Recorded information ::
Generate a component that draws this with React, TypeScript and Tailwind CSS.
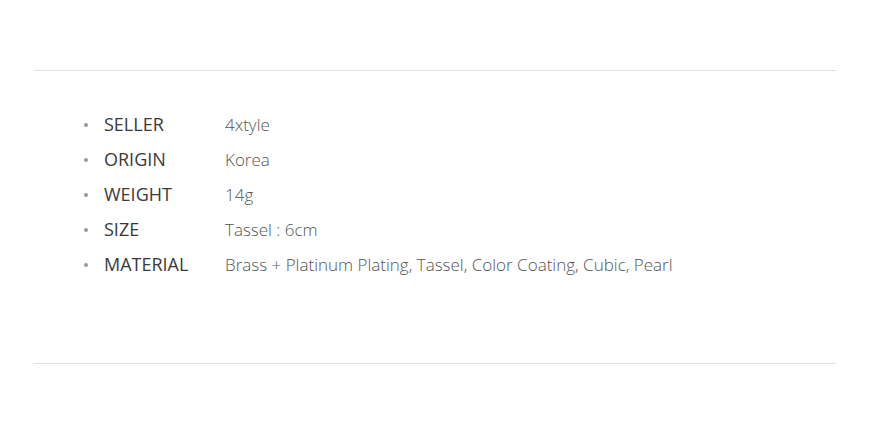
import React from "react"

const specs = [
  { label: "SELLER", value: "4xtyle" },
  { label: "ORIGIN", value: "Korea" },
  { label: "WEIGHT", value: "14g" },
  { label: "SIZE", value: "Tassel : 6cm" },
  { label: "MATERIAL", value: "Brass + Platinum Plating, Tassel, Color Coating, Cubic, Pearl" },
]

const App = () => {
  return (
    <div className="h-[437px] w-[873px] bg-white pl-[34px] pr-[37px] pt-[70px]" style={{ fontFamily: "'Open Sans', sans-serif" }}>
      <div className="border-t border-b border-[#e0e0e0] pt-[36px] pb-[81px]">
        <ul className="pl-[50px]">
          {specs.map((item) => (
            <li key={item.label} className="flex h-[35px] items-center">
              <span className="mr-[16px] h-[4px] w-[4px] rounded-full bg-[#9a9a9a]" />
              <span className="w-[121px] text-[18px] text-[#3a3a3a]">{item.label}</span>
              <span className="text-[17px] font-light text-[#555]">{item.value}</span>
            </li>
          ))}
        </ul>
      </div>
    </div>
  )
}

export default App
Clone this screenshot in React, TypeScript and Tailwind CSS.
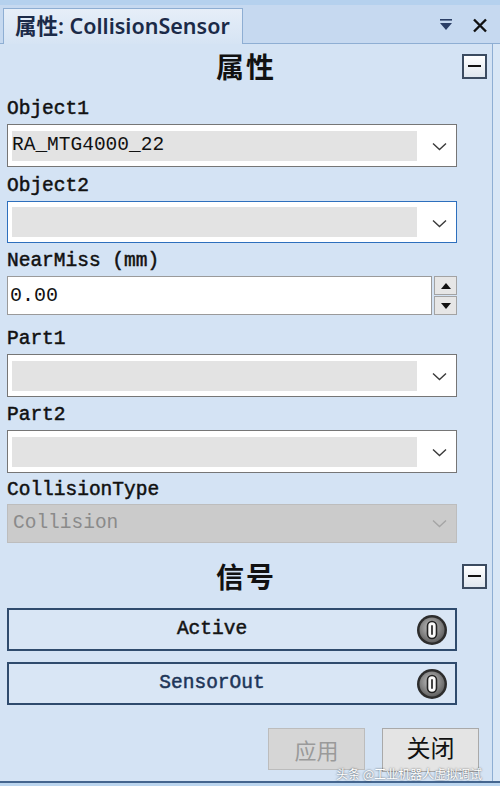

What you need to do :: Each line of the material must be retyped exactly, except that images are omitted.

Answer for this exercise ::
Generate a component that draws this with React, TypeScript and Tailwind CSS.
import React from "react"

const specs = [
  { label: "SELLER", value: "4xtyle" },
  { label: "ORIGIN", value: "Korea" },
  { label: "WEIGHT", value: "14g" },
  { label: "SIZE", value: "Tassel : 6cm" },
  { label: "MATERIAL", value: "Brass + Platinum Plating, Tassel, Color Coating, Cubic, Pearl" },
]

const App = () => {
  return (
    <div className="h-[437px] w-[873px] bg-white pl-[34px] pr-[37px] pt-[70px]" style={{ fontFamily: "'Open Sans', sans-serif" }}>
      <div className="border-t border-b border-[#e0e0e0] pt-[36px] pb-[81px]">
        <ul className="pl-[50px]">
          {specs.map((item) => (
            <li key={item.label} className="flex h-[35px] items-center">
              <span className="mr-[16px] h-[4px] w-[4px] rounded-full bg-[#9a9a9a]" />
              <span className="w-[121px] text-[18px] text-[#3a3a3a]">{item.label}</span>
              <span className="text-[17px] font-light text-[#555]">{item.value}</span>
            </li>
          ))}
        </ul>
      </div>
    </div>
  )
}

export default App
Clone this screenshot in React, TypeScript and Tailwind CSS.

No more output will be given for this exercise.